Probably because you're normally so grounded.

chaospersonified:
Ohmgee, you guys, wire we doing this, even

Tova:
Hey, you're a repeater.  8-)

Time for a joke.

Arnold Schoenberg walks into a bar.
"I'll have a gin please, but no tonic."

Method of Madness:
René Descartes walked into a bar and ordered a drink. After he drank it, the bartender asked if he wanted another. "I think not," he said, and immediately ceased to exist.

Is it cold in here?:
OUR EXCLUSIVE INTERVIEW WITH CONMAN

R: Thank you for letting me be the first to interview you in your underground fortress.
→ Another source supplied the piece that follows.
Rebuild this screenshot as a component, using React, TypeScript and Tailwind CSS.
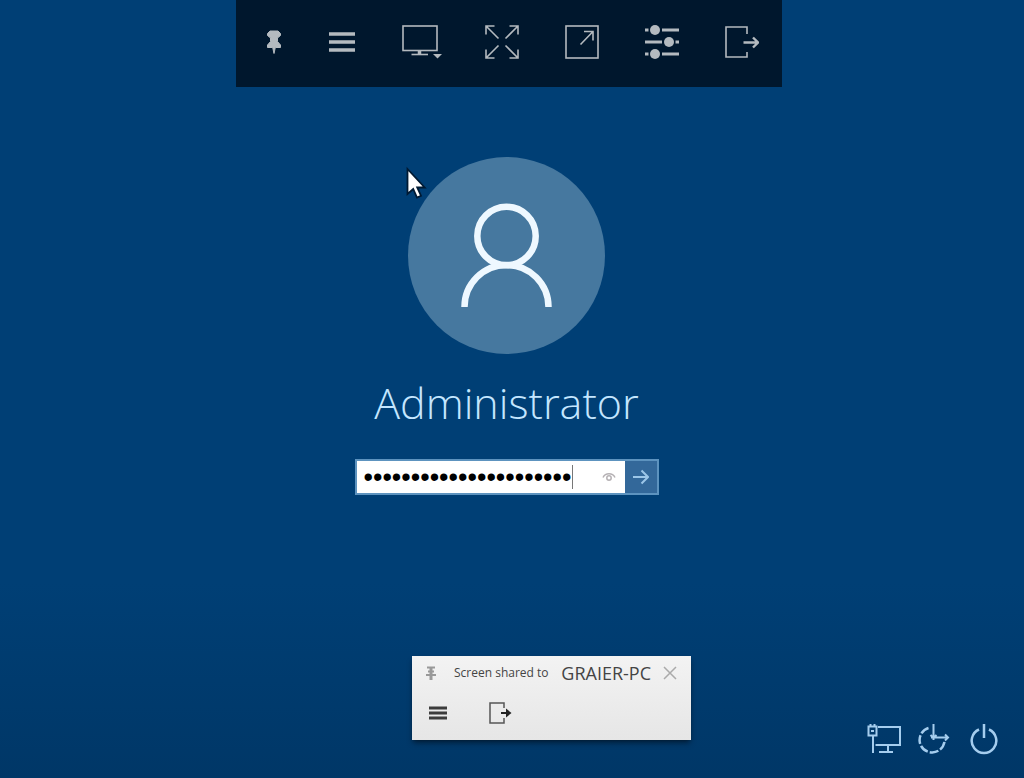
import { useState } from 'react'
import type { ReactNode } from 'react'

interface IconProps {
  width: number
  height: number
  strokeWidth?: number
  children: ReactNode
}

function Icon({ width, height, strokeWidth = 2, children }: IconProps) {
  return (
    <svg
      xmlns="http://www.w3.org/2000/svg"
      width={width}
      height={height}
      viewBox={`0 0 ${width} ${height}`}
      fill="none"
      stroke="currentColor"
      strokeWidth={strokeWidth}
      aria-hidden="true"
    >
      {children}
    </svg>
  )
}

const toolbarItems = [
  {
    label: 'Menu',
    icon: (
      <Icon width={26} height={22} strokeWidth={3.6}>
        <path d="M0 3h26M0 11h26M0 19h26" />
      </Icon>
    ),
  },
  {
    label: 'Select monitor',
    icon: (
      <Icon width={40} height={34} strokeWidth={1.6}>
        <rect x="1" y="1" width="34" height="24.5" />
        <path d="M9.5 29.5h16.5" />
        <path d="M17.5 26v3" strokeWidth={3.5} />
        <path d="M31 29h9l-4.500 4.500z" fill="currentColor" stroke="none" />
      </Icon>
    ),
  },
  {
    label: 'Full screen',
    icon: (
      <Icon width={34} height={34} strokeWidth={1.6}>
        <path d="M1 9.500V1h8.500M1.500 1.500l12 12M24.500 1H33v8.500M32.500 1.500l-12 12M1 24.500V33h8.500M1.500 32.500l12-12M24.500 33H33v-8.500M32.500 32.500l-12-12" />
      </Icon>
    ),
  },
  {
    label: 'Scale',
    icon: (
      <Icon width={34} height={34} strokeWidth={1.6}>
        <rect x="1" y="1" width="32" height="32" />
        <path d="M15.500 19.500L28 6.500M19 6.500h9v9" />
      </Icon>
    ),
  },
  {
    label: 'Settings',
    icon: (
      <Icon width={34} height={34} strokeWidth={3}>
        <path d="M0 5h3.500M17 5h17M0 17h17M30.500 17H34M0 29h3.500M17 29h17" />
        <g fill="currentColor" stroke="none">
          <circle cx="10" cy="5" r="5" />
          <circle cx="24" cy="17" r="5" />
          <circle cx="10" cy="29" r="5" />
        </g>
      </Icon>
    ),
  },
  {
    label: 'Disconnect',
    icon: (
      <Icon width={34} height={34} strokeWidth={1.6}>
        <path d="M22 9V2H1v30h21v-5" />
        <path d="M18.500 17.500H32M28 12.500l5 5-5 5" strokeWidth={2.400} />
      </Icon>
    ),
  },
]

const systemItems = [
  {
    label: 'Network',
    icon: (
      <Icon width={34} height={30}>
        <path d="M11 3h22v18H8.500M21 21v6M12 28h14M6 12v17" />
        <path d="M1.500 2.500h8v9h-8zM3.500 0v3M7.500 0v3M4 7h3" />
      </Icon>
    ),
  },
  {
    label: 'Ease of access',
    icon: (
      <Icon width={32} height={32}>
        <path d="M15.500 1v16M12.500 12l3 3 3-3M13 14.500h17M27 11.500l3 3-3 3" />
        <path
          d="M10.500 5A12.500 12.500 0 1 0 26.500 18.500"
          strokeWidth={2.500}
          strokeDasharray="9 2"
        />
      </Icon>
    ),
  },
  {
    label: 'Power',
    icon: (
      <Icon width={28} height={32} strokeWidth={2.500}>
        <path d="M14 1v14M9 6.500a12.300 12.300 0 1 0 10 0" />
      </Icon>
    ),
  },
]

function Toolbar() {
  return (
    <header className="flex justify-center pr-[6px]">
      <nav
        aria-label="Session"
        className="flex h-[87px] items-center bg-[#00172d] pb-[3px] pl-[10px] text-[#b4babf]"
      >
        <button type="button" aria-label="Pin toolbar" className="flex h-14 w-14 items-center justify-center">
          <Icon width={16} height={24} strokeWidth={1}>
            <path
              d="M4 1h8l2.500 2.500v2L11.500 8v3.500l3 3.500v2.500H9.300L8 23.500l-1.300-6H1.500V15l3-3.500V8l-3-2.500v-2z"
              fill="currentColor"
            />
          </Icon>
        </button>
        {toolbarItems.map((item) => (
          <button
            key={item.label}
            type="button"
            aria-label={item.label}
            className="flex h-14 w-20 items-center justify-center"
          >
            {item.icon}
          </button>
        ))}
      </nav>
    </header>
  )
}

function Avatar() {
  return (
    <div className="relative h-[197px] w-[197px] rounded-full bg-[#46789f] text-[#eef8ff]">
      <Icon width={197} height={197} strokeWidth={6.500}>
        <circle cx="98.500" cy="79" r="29.200" />
        <path d="M56.500 150a42 42 0 0 1 84 0" />
      </Icon>
      {/* Mouse pointer */}
      <div className="absolute -left-1 top-2">
        <svg width="24" height="36" viewBox="0 0 24 36" aria-hidden="true">
          <path
            d="M3.500 4v25l5.700-5 3.800 8.500 4-1.800-3.800-8.200h7.500z"
            fill="#fff"
            stroke="#001a33"
            strokeWidth="1.800"
          />
        </svg>
      </div>
    </div>
  )
}

function PasswordForm() {
  const [password, setPassword] = useState('x'.repeat(22))
  const [visible, setVisible] = useState(false)

  return (
    <form
      className="mt-6 flex h-9 w-[304px] border-2 border-[#5d93bf] bg-white"
      onSubmit={(e) => e.preventDefault()}
    >
      <input
        type={visible ? 'text' : 'password'}
        aria-label="Password"
        value={password}
        onChange={(e) => setPassword(e.target.value)}
        className="ml-[7px] h-8 w-[208px] font-['Liberation_Sans',sans-serif] text-[27px] leading-8 text-black outline-none"
      />
      <span className="mt-1 h-6 w-px bg-[#777]" />
      <button
        type="button"
        aria-label="Show password"
        onClick={() => setVisible(!visible)}
        className="ml-auto flex w-8 items-center justify-center text-[#b5b1b4]"
      >
        <Icon width={14} height={10} strokeWidth={1.500}>
          <path d="M1 5.500C3.500 0.500 10.500 0.500 13 5.500" />
          <circle cx="7" cy="6" r="2.200" />
        </Icon>
      </button>
      <button
        type="submit"
        aria-label="Submit"
        className="flex w-8 items-center justify-center bg-[#33689a] text-[#9cc6e8]"
      >
        <Icon width={16} height={16}>
          <path d="M0 8h15M8.500 1.500L15 8l-6.500 6.500" />
        </Icon>
      </button>
    </form>
  )
}

function ShareWindow() {
  return (
    <section
      aria-label="Screen sharing"
      className="absolute bottom-[38px] left-[412px] w-[279px] bg-linear-to-b from-[#f3f3f3] to-[#e6e6e6] shadow-md shadow-black/40"
    >
      <div className="flex h-[34px] items-center pl-[14px] text-[#444]">
        <button type="button" aria-label="Pin" className="text-[#999]">
          <Icon width={10} height={14}>
            <path d="M1 1.500h8M2 5.500h6M0 9h10" />
            <path d="M5 1v13" strokeWidth={3} />
          </Icon>
        </button>
        <p className="ml-[18px] flex w-[197px] items-center justify-between whitespace-nowrap">
          <span className="text-[12px]">Screen shared to</span>
          <span className="text-[18px]">GRAIER-PC</span>
        </p>
        <button type="button" aria-label="Close" className="ml-3 text-[#aaa]">
          <Icon width={14} height={14} strokeWidth={1.500}>
            <path d="M1 1l12 12M13 1L1 13" />
          </Icon>
        </button>
      </div>
      <div className="flex h-[50px] items-center gap-[42px] pb-1 pl-[17px]">
        <button type="button" aria-label="Menu" className="text-[#3c3c3c]">
          <Icon width={18} height={14} strokeWidth={3}>
            <path d="M0 2h18M0 7h18M0 12h18" />
          </Icon>
        </button>
        <button type="button" aria-label="Stop sharing" className="text-[#555]">
          <Icon width={24} height={22} strokeWidth={1.500}>
            <path d="M15 6V1H1v20h14v-5" />
            <path d="M12 11h9" stroke="#222" strokeWidth={2} />
            <path d="M17 6.500l5.500 4.500-5.500 4.500z" fill="#222" stroke="none" />
          </Icon>
        </button>
      </div>
    </section>
  )
}

export default function App() {
  return (
    <div className="relative flex min-h-screen flex-col bg-linear-to-b from-[#003f75] from-75% to-[#003767] font-['Open_Sans','Noto_Sans',sans-serif]">
      <Toolbar />

      <main className="flex flex-col items-center pt-[70px] pr-[11px]">
        <Avatar />
        <h1 className="mt-4 text-[43px] leading-[65px] font-light text-[#c4e6ff]">
          Administrator
        </h1>
        <PasswordForm />
      </main>

      <ShareWindow />

      <footer className="mt-auto flex justify-end pr-[15px] pb-[19px] text-[#a5cdee]">
        {systemItems.map((item) => (
          <button
            key={item.label}
            type="button"
            aria-label={item.label}
            className="flex h-10 w-[50px] items-center justify-center"
          >
            {item.icon}
          </button>
        ))}
      </footer>
    </div>
  )
}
I notice that, like Batman, instead of a building that sticks out of the ground you've chosen a lair with an entrance that curves inward.
C: Yes, I call it the Concave.
R: This looks challenging to keep going. How do you get fresh air, for example?
C: There's a large air pipe to the nunnery at ground level, the Convent.
R: Do you rely on utility power?
C: No, I have my own nuclear plant, the Confusion reactor.
R: I notice you have a lot of scientific equipment and instruments. Do you run experiments here?
C: Yes, often.
R: I saw a bunch of large dumb-looking creatures under the bridge on the way here. Were they one of your experiments?
C: Just the opposite, that was the Controll Group.
R: How self-sufficient are you?
C: I even grow my own crops, under artificial light.
R: That's a really large field. Isn't it too big for you to take care of by hand?
C: Absolutely, which is why I hire a Contractor.